Among the lines below, list those containing the string "components".

DATASET EXCERPT –
☆ ☆ ☆ ☆ ☆ ☆ ☆

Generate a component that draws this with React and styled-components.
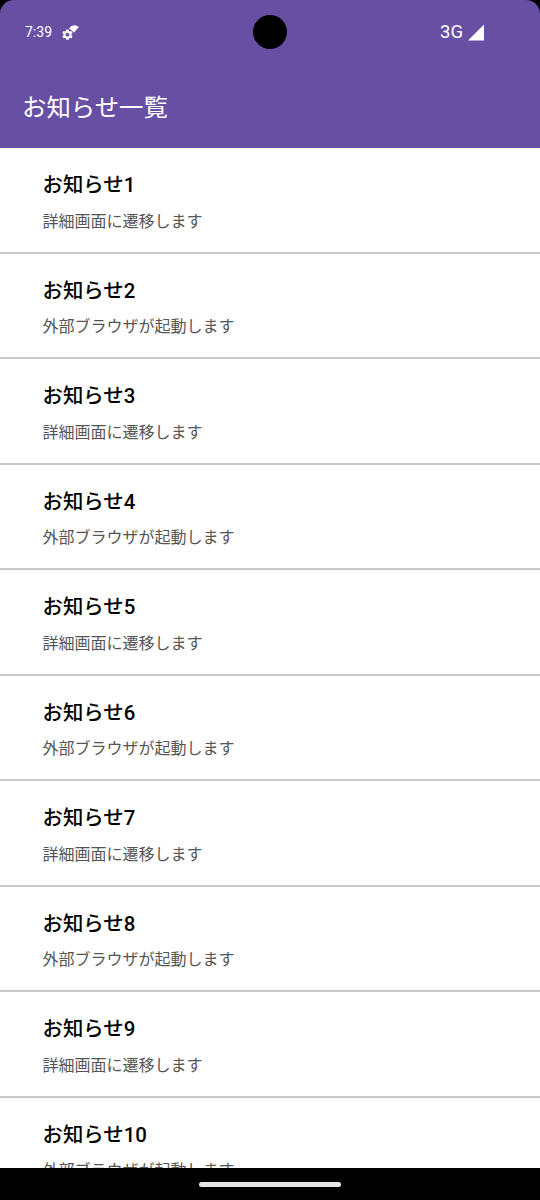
import styled, { createGlobalStyle } from "styled-components";

const GlobalStyle = createGlobalStyle`
  html, body {
    margin: 0;
    padding: 0;
    background: #000;
  }
  body {
    font-family: Roboto, "Noto Sans CJK JP", sans-serif;
  }
`;

const Screen = styled.div`
  width: 540px;
  height: 1200px;
  background: #000;
  display: flex;
  flex-direction: column;
  overflow: hidden;
`;

const Header = styled.header`
  height: 148px;
  flex: none;
  background: #6750a4;
  border-radius: 14px 14px 0 0;
  display: flex;
  flex-direction: column;
`;

const StatusBar = styled.div`
  height: 64px;
  padding: 0 56px 0 25px;
  display: flex;
  align-items: center;
  justify-content: space-between;
  color: #fff;
  font-size: 14px;
  position: relative;
`;

const StatusLeft = styled.div`
  display: flex;
  align-items: center;
  gap: 9px;
`;

const StatusRight = styled.div`
  display: flex;
  align-items: center;
  gap: 5px;
  font-size: 18.5px;
`;

const Camera = styled.div`
  position: absolute;
  left: 253px;
  top: 15px;
  width: 34px;
  height: 34px;
  border-radius: 50%;
  background: #000;
`;

const Title = styled.h1`
  margin: 0;
  padding: 0 0 0 22px;
  height: 84px;
  line-height: 88px;
  font-size: 24.4px;
  font-weight: 400;
  color: #fff;
`;

const List = styled.ul`
  flex: 1;
  min-height: 0;
  margin: 0;
  padding: 0;
  list-style: none;
  background: #fff;
  overflow: hidden;
`;

const Item = styled.li`
  height: 105.5px;
  padding: 22px 0 0 42.5px;
  box-sizing: border-box;
  border-bottom: 2px solid #cac8cc;
`;

const ItemTitle = styled.div`
  font-size: 20.4px;
  line-height: 30px;
  font-weight: 500;
  color: #000;
`;

const ItemBody = styled.div`
  margin-top: 10.5px;
  font-size: 16px;
  line-height: 22px;
  color: #555;
`;

const NavBar = styled.div`
  height: 32px;
  flex: none;
  background: #000;
  display: flex;
  align-items: center;
  justify-content: center;
`;

const Handle = styled.div`
  width: 142px;
  height: 5px;
  border-radius: 3px;
  background: #e6e6e6;
`;

const items = [1, 2, 3, 4, 5, 6, 7, 8, 9, 10].map((n) => ({
  title: `お知らせ${n}`,
  body: n % 2 === 1 ? "詳細画面に遷移します" : "外部ブラウザが起動します",
}));

function App() {
  return (
    <Screen>
      <GlobalStyle />
      <Header>
        <StatusBar>
          <StatusLeft>
            <span>7:39</span>
            <svg width="18" height="17" viewBox="0 0 18 17" fill="#fff">
              <g transform="translate(0 4.2) scale(0.54)">
                <path d="M19.14 12.94c.04-.3.06-.61.06-.94 0-.32-.02-.64-.07-.94l2.03-1.58a.49.49 0 0 0 .12-.61l-1.92-3.32a.488.488 0 0 0-.59-.22l-2.39.96c-.5-.38-1.03-.7-1.62-.94l-.36-2.54a.484.484 0 0 0-.48-.41h-3.84c-.24 0-.43.17-.47.41l-.36 2.54c-.59.24-1.13.57-1.62.94l-2.39-.96c-.22-.08-.47 0-.59.22L2.74 8.87c-.12.21-.08.47.12.61l2.03 1.58c-.05.3-.09.63-.09.94s.02.64.07.94l-2.03 1.58a.49.49 0 0 0-.12.61l1.92 3.32c.12.22.37.29.59.22l2.39-.96c.5.38 1.03.7 1.62.94l.36 2.54c.05.24.24.41.48.41h3.84c.24 0 .44-.17.47-.41l.36-2.54c.59-.24 1.13-.56 1.62-.94l2.39.96c.22.08.47 0 .59-.22l1.92-3.32c.12-.22.07-.47-.12-.61l-2.01-1.58zM12 15.6c-1.98 0-3.6-1.62-3.6-3.6s1.62-3.6 3.6-3.6 3.6 1.62 3.6 3.6-1.62 3.6-3.6 3.6z" />
              </g>
              <path d="M8 4.2Q12.5 -0.8 18 3L13 8.5Z" />
            </svg>
          </StatusLeft>
          <Camera />
          <StatusRight>
            <span>3G</span>
            <svg width="16" height="17" viewBox="0 0 16 17" fill="#fff">
              <path d="M16 0.5v16H0z" />
            </svg>
          </StatusRight>
        </StatusBar>
        <Title>お知らせ一覧</Title>
      </Header>
      <List>
        {items.map((item) => (
          <Item key={item.title}>
            <ItemTitle>{item.title}</ItemTitle>
            <ItemBody>{item.body}</ItemBody>
          </Item>
        ))}
      </List>
      <NavBar>
        <Handle />
      </NavBar>
    </Screen>
  );
}

export default App;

☆ ☆ ☆ ☆ ☆ ☆ ☆

TASK RESPONSE –
Generate a component that draws this with React and styled-components.
import styled, { createGlobalStyle } from "styled-components";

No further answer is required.